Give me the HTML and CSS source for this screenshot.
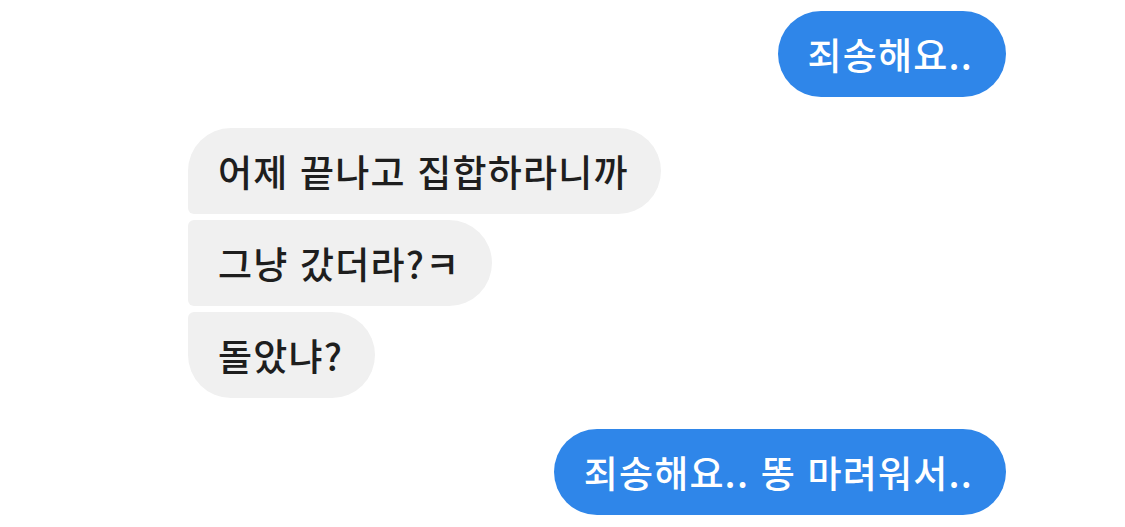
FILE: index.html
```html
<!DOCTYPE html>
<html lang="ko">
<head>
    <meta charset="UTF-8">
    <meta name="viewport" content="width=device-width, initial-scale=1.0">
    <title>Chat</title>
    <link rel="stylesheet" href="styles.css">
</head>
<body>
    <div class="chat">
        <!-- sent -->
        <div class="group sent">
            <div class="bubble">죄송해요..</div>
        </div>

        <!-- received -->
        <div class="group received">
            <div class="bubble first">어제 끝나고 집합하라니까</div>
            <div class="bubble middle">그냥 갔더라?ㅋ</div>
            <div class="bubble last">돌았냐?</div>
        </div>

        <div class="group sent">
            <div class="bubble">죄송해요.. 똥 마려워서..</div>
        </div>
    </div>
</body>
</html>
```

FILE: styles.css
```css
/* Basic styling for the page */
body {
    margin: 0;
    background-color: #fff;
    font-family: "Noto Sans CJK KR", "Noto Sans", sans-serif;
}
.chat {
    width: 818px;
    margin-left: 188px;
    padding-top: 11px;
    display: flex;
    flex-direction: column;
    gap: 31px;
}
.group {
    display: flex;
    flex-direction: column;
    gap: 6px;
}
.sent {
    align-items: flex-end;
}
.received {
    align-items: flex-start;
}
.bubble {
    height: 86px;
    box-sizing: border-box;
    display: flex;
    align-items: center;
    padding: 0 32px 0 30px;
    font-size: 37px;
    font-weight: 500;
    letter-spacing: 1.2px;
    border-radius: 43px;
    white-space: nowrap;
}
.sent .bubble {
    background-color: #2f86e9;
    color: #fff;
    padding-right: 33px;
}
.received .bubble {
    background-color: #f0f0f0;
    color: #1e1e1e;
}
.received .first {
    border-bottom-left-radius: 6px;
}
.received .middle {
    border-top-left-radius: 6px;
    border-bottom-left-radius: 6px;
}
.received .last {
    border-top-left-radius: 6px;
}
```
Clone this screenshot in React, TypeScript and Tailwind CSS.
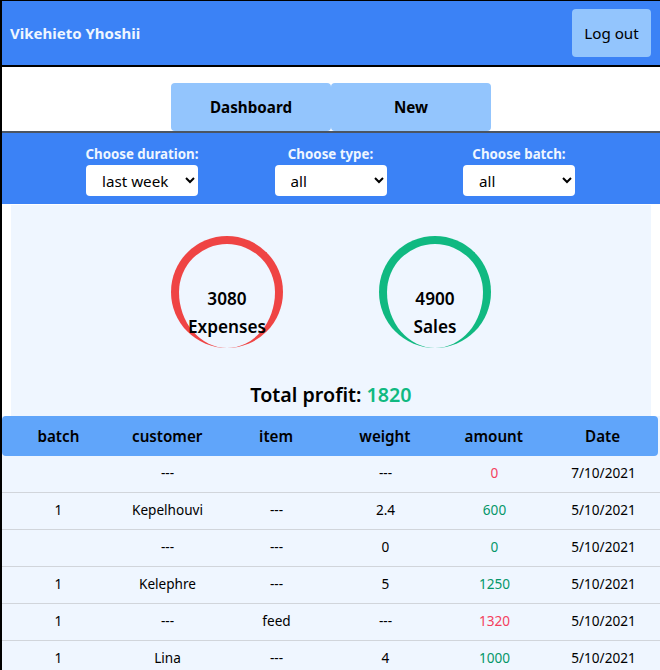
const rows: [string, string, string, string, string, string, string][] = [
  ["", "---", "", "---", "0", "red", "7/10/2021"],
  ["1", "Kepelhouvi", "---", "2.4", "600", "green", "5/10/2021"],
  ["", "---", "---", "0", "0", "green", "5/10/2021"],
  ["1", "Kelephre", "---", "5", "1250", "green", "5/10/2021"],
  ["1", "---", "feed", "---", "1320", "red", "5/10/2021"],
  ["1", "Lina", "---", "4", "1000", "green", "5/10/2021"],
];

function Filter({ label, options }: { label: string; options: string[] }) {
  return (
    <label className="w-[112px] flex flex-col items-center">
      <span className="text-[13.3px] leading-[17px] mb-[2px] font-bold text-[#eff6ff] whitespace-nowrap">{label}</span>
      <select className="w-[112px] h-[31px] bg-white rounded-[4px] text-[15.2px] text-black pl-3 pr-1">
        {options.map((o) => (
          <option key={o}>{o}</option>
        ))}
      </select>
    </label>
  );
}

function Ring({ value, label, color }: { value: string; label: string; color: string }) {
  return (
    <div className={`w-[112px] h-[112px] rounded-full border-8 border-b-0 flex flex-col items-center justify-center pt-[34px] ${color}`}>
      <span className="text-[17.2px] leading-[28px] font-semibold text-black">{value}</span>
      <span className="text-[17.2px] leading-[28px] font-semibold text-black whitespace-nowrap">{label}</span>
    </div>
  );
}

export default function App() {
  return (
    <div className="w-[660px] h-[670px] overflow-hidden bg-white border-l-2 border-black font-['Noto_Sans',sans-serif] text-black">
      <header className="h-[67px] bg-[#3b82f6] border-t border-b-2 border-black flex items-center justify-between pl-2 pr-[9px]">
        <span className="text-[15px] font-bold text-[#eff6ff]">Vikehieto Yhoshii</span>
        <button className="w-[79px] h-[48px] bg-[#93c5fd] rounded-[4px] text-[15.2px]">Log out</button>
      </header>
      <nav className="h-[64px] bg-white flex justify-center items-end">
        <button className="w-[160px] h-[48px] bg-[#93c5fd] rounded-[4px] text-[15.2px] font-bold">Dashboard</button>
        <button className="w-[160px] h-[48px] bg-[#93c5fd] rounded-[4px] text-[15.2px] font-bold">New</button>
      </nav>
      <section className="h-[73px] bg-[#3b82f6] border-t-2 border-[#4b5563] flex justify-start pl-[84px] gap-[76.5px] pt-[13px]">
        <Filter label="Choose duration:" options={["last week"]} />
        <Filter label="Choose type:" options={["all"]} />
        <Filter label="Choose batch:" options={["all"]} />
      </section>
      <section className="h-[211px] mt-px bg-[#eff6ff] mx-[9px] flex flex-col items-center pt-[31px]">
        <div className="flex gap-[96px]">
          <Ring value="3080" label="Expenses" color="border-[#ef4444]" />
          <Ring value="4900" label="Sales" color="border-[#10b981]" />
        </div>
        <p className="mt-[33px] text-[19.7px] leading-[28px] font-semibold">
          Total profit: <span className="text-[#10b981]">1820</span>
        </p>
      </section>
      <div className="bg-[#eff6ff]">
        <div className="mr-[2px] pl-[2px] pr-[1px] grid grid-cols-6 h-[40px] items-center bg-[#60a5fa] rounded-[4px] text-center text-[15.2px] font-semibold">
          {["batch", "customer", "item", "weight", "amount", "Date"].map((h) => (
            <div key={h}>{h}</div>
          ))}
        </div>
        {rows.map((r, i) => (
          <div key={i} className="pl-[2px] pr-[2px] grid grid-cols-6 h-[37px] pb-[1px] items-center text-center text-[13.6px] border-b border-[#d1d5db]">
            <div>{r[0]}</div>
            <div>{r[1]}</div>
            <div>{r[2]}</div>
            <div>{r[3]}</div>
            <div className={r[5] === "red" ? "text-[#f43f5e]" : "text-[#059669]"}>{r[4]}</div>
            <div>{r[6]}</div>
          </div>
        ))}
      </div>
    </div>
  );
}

AIM>
The records above are to be quoted exactly, with all pictures left out.

FINISHED EXERCISE>
Give me the HTML and CSS source for this screenshot.
FILE: index.html
```html
<!DOCTYPE html>
<html lang="ko">
<head>
    <meta charset="UTF-8">
    <meta name="viewport" content="width=device-width, initial-scale=1.0">
    <title>Chat</title>
    <link rel="stylesheet" href="styles.css">
</head>
<body>
    <div class="chat">
        <!-- sent -->
        <div class="group sent">
            <div class="bubble">죄송해요..</div>
        </div>

        <!-- received -->
        <div class="group received">
            <div class="bubble first">어제 끝나고 집합하라니까</div>
            <div class="bubble middle">그냥 갔더라?ㅋ</div>
            <div class="bubble last">돌았냐?</div>
        </div>

        <div class="group sent">
            <div class="bubble">죄송해요.. 똥 마려워서..</div>
        </div>
    </div>
</body>
</html>
```

FILE: styles.css
```css
/* Basic styling for the page */
body {
    margin: 0;
    background-color: #fff;
    font-family: "Noto Sans CJK KR", "Noto Sans", sans-serif;
}
.chat {
    width: 818px;
    margin-left: 188px;
    padding-top: 11px;
    display: flex;
    flex-direction: column;
    gap: 31px;
}
.group {
    display: flex;
    flex-direction: column;
    gap: 6px;
}
.sent {
    align-items: flex-end;
}
.received {
    align-items: flex-start;
}
.bubble {
    height: 86px;
    box-sizing: border-box;
    display: flex;
    align-items: center;
    padding: 0 32px 0 30px;
    font-size: 37px;
    font-weight: 500;
    letter-spacing: 1.2px;
    border-radius: 43px;
    white-space: nowrap;
}
.sent .bubble {
    background-color: #2f86e9;
    color: #fff;
    padding-right: 33px;
}
.received .bubble {
    background-color: #f0f0f0;
    color: #1e1e1e;
}
.received .first {
    border-bottom-left-radius: 6px;
}
.received .middle {
    border-top-left-radius: 6px;
    border-bottom-left-radius: 6px;
}
.received .last {
    border-top-left-radius: 6px;
}
```
Clone this screenshot in React, TypeScript and Tailwind CSS.
const rows: [string, string, string, string, string, string, string][] = [
  ["", "---", "", "---", "0", "red", "7/10/2021"],
  ["1", "Kepelhouvi", "---", "2.4", "600", "green", "5/10/2021"],
  ["", "---", "---", "0", "0", "green", "5/10/2021"],
  ["1", "Kelephre", "---", "5", "1250", "green", "5/10/2021"],
  ["1", "---", "feed", "---", "1320", "red", "5/10/2021"],
  ["1", "Lina", "---", "4", "1000", "green", "5/10/2021"],
];

function Filter({ label, options }: { label: string; options: string[] }) {
  return (
    <label className="w-[112px] flex flex-col items-center">
      <span className="text-[13.3px] leading-[17px] mb-[2px] font-bold text-[#eff6ff] whitespace-nowrap">{label}</span>
      <select className="w-[112px] h-[31px] bg-white rounded-[4px] text-[15.2px] text-black pl-3 pr-1">
        {options.map((o) => (
          <option key={o}>{o}</option>
        ))}
      </select>
    </label>
  );
}

function Ring({ value, label, color }: { value: string; label: string; color: string }) {
  return (
    <div className={`w-[112px] h-[112px] rounded-full border-8 border-b-0 flex flex-col items-center justify-center pt-[34px] ${color}`}>
      <span className="text-[17.2px] leading-[28px] font-semibold text-black">{value}</span>
      <span className="text-[17.2px] leading-[28px] font-semibold text-black whitespace-nowrap">{label}</span>
    </div>
  );
}

export default function App() {
  return (
    <div className="w-[660px] h-[670px] overflow-hidden bg-white border-l-2 border-black font-['Noto_Sans',sans-serif] text-black">
      <header className="h-[67px] bg-[#3b82f6] border-t border-b-2 border-black flex items-center justify-between pl-2 pr-[9px]">
        <span className="text-[15px] font-bold text-[#eff6ff]">Vikehieto Yhoshii</span>
        <button className="w-[79px] h-[48px] bg-[#93c5fd] rounded-[4px] text-[15.2px]">Log out</button>
      </header>
      <nav className="h-[64px] bg-white flex justify-center items-end">
        <button className="w-[160px] h-[48px] bg-[#93c5fd] rounded-[4px] text-[15.2px] font-bold">Dashboard</button>
        <button className="w-[160px] h-[48px] bg-[#93c5fd] rounded-[4px] text-[15.2px] font-bold">New</button>
      </nav>
      <section className="h-[73px] bg-[#3b82f6] border-t-2 border-[#4b5563] flex justify-start pl-[84px] gap-[76.5px] pt-[13px]">
        <Filter label="Choose duration:" options={["last week"]} />
        <Filter label="Choose type:" options={["all"]} />
        <Filter label="Choose batch:" options={["all"]} />
      </section>
      <section className="h-[211px] mt-px bg-[#eff6ff] mx-[9px] flex flex-col items-center pt-[31px]">
        <div className="flex gap-[96px]">
          <Ring value="3080" label="Expenses" color="border-[#ef4444]" />
          <Ring value="4900" label="Sales" color="border-[#10b981]" />
        </div>
        <p className="mt-[33px] text-[19.7px] leading-[28px] font-semibold">
          Total profit: <span className="text-[#10b981]">1820</span>
        </p>
      </section>
      <div className="bg-[#eff6ff]">
        <div className="mr-[2px] pl-[2px] pr-[1px] grid grid-cols-6 h-[40px] items-center bg-[#60a5fa] rounded-[4px] text-center text-[15.2px] font-semibold">
          {["batch", "customer", "item", "weight", "amount", "Date"].map((h) => (
            <div key={h}>{h}</div>
          ))}
        </div>
        {rows.map((r, i) => (
          <div key={i} className="pl-[2px] pr-[2px] grid grid-cols-6 h-[37px] pb-[1px] items-center text-center text-[13.6px] border-b border-[#d1d5db]">
            <div>{r[0]}</div>
            <div>{r[1]}</div>
            <div>{r[2]}</div>
            <div>{r[3]}</div>
            <div className={r[5] === "red" ? "text-[#f43f5e]" : "text-[#059669]"}>{r[4]}</div>
            <div>{r[6]}</div>
          </div>
        ))}
      </div>
    </div>
  );
}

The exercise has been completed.